I mean both are scary but I was definitely way more nervous for the acting stuff because it’s so foreign to me. I want it, but I’m at the very early stages of that. With skiing I’m nervous because I want to do well and there’s expectations, but I’ve also been doing it so long that I’m not as nervous about it.
Despite the nerves, you’ve had a monster couple of seasons. What’s contributed to that?
I think that a lot of it is just that the more experience you have, the better you get. When I was younger I was there ability-wise but not experience-wise, so I was foolish with my run choice or wouldn’t know when to hold back or when to push forward. I didn’t have the know-how that goes into competing.
Now, in the last few years, it’s been a culmination of doing it for a while and figuring that stuff out.
Also, I think that a couple of years ago I was trying to get to a place that I felt that I was comfortable in the sport because I kind of knew in the back of my mind that I wanted to come out and I was scared that I was going to get really judged for it. It ended up being an amazing experience, but I was nervous that I was going to be chastised for it, so I wanted to make sure that when I did get to that point, that I was at a point where even if you were going to talk shit on me, I was in a place where you couldn’t talk shit on my skiing. I wanted to feel secure to do that.
So, since last season I had kind of done that, I sort of felt like there were all eyes on me and I didn’t want to disappoint. I had goals in mind.
What’d it feel like to break your X Games streak last year?

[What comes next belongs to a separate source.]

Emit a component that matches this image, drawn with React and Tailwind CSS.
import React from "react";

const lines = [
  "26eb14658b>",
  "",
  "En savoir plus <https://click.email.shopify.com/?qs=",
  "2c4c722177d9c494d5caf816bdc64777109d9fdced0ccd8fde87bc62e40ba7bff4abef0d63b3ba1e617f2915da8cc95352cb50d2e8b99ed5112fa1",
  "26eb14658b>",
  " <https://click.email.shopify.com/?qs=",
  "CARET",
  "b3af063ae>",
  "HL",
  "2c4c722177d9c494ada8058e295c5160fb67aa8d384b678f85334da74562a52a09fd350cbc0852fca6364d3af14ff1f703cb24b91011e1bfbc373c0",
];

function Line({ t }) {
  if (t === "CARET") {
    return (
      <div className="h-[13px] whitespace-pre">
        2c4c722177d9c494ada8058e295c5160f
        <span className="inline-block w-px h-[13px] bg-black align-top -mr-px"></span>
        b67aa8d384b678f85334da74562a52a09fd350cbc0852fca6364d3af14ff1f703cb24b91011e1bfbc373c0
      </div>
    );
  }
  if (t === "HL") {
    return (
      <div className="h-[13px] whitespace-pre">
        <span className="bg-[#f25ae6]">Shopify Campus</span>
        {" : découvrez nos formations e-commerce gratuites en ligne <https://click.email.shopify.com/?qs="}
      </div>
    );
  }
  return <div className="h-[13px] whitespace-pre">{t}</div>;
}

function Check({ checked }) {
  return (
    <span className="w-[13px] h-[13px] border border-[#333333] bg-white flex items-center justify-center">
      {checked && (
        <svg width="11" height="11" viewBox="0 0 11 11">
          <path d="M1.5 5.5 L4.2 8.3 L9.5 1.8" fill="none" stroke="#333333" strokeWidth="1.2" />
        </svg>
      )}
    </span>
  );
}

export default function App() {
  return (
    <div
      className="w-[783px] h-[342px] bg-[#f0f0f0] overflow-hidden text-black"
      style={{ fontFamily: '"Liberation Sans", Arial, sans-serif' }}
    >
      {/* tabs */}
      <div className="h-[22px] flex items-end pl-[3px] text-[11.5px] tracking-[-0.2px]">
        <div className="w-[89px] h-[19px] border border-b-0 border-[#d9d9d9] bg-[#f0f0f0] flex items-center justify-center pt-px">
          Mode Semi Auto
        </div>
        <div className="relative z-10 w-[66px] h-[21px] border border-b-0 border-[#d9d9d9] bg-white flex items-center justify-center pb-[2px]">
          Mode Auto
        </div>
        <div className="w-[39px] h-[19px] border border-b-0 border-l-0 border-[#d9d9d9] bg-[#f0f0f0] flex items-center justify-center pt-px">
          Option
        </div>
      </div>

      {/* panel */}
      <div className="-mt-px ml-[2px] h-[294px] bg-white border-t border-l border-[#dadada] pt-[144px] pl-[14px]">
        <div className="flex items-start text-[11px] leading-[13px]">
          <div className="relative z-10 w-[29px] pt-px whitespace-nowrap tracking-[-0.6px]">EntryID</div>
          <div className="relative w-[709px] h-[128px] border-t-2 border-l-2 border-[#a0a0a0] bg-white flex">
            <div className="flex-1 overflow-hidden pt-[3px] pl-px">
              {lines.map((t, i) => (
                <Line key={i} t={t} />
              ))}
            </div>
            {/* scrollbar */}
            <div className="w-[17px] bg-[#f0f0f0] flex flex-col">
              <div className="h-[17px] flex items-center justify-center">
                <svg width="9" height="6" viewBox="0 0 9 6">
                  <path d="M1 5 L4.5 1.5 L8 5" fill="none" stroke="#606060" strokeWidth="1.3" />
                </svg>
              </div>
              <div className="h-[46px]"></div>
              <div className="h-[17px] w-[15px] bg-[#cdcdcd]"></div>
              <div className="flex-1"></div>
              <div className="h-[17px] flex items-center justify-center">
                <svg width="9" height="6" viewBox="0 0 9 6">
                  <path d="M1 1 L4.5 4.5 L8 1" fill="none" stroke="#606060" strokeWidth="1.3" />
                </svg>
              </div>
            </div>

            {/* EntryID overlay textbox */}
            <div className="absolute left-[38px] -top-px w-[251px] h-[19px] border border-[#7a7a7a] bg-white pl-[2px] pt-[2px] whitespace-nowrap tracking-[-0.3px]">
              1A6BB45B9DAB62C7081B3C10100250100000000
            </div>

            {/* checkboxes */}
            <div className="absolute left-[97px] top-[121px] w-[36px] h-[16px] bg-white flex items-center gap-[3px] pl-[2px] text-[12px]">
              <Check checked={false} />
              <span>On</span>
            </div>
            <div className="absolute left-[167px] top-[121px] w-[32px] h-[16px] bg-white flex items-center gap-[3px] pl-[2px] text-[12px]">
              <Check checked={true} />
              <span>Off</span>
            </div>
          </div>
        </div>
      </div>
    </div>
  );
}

It felt really good. It was incredible. I never would have predicted that my first X games podium would be in halfpipe. But I’ve always wanted that because it’s an awesome event. You have that huge crowd, it’s at night and I grew up watching it on TV so I think that was like a huge weight off my shoulders and that took a lot of weight off for slopestyle. I wasn’t feeling like, “Oh, now I’m struggling so hard to get a podium.” I already had a podium, I was having a great week. Even if I just left with one medal it’s as much as most people could potentially get. Then the pressure was off, and I skied well and medaled in slope.

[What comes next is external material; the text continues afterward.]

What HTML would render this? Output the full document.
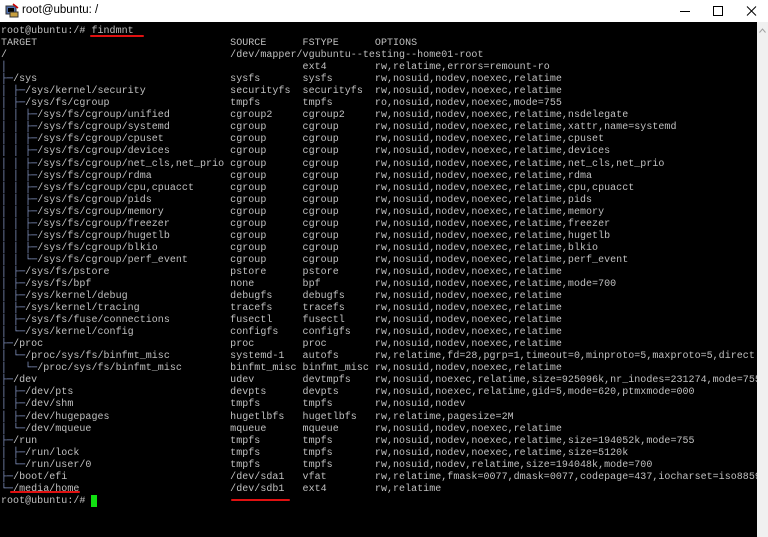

How do you keep that momentum going into 2016?
Ha, I have no idea. I’m trying to stay humble, trying to stay hungry, and happy. Definitely looking forward to the beginning of the season.
Dew Tour is always a fun event. [I’m] looking forward to getting back competing and getting that feeling going again. It’s in my home state, I like Breckenridge so much, and I feel at ease with it. I’m just hoping it goes well.
You’ve been the center of a lot of media both snow and otherwise in the last few years. How do you stay focused?
I try and take everything as it comes. If I’m doing an interview or a photo shoot outside of skiing, then that’s my focus for that moment. I try and not think about anything else, to be present. And then when it’s done it’s done.
That’s how I’ve had to focus on multiple disciplines in skiing. For me I learned over a while that I can’t focus on all of them at once—it’ll stress me out.
So once I get the schedule and slopestyle is first, that’s all I’m thinking about, just slopestyle. I can’t think about pipe, or big air, I’ll start to overload myself and get worried. I still try and stay focused on the task at hand.
“I WAS NERVOUS THAT I WAS GOING TO BE CHASTISED FOR IT, SO I WANTED TO MAKE SURE THAT WHEN I DID GET TO THAT POINT, THAT I WAS AT A POINT WHERE EVEN IF YOU WERE GOING TO TALK SHIT ON ME.”
What are your initial reactions to the Dew Tour changes this year?
I think that it’s cool that they are making changes. One of the things I love about slopestyle is that its always different in terms of the course, and things do change, but with that being said, it’s always kind of the same. Sometimes it’s three jumps, sometimes it’s four, the rails are changing, but are similar.
So I like this, the dramatic change in the course and the format, the change in the criteria with no finals qualification. It’s refreshing.
I don’t know what it will mean for me, if I will do well with it, but I’m excited to have something new and different. I think there’s a lot of opportunity for sure.
How do you approach courses like these?
It makes me excited. One thing I like about competing is figuring it out, figuring out a run. I think that’s one thing that I’ve gotten better at with that experience. I’ve gotten better with planning a run, and knowing what I need to cover with variations and features and all of that.
With this Dew course with the way they set it up, there’s more options than ever, so I’m really excited to get there and see if in person and then figure it out from there.
Before your first drop-in of the season at a major competition, is it nerves, is it stoke, is it Wu-tang? What’s going on upstairs?
I think it’s a mix of nerves and stoke. There’s definitely first contest jitters, but I’m always stoked and definitely stoked to be starting up the season. I think there’s more excitement this year because there’s no qualifying. That’s usually really nerve-wracking.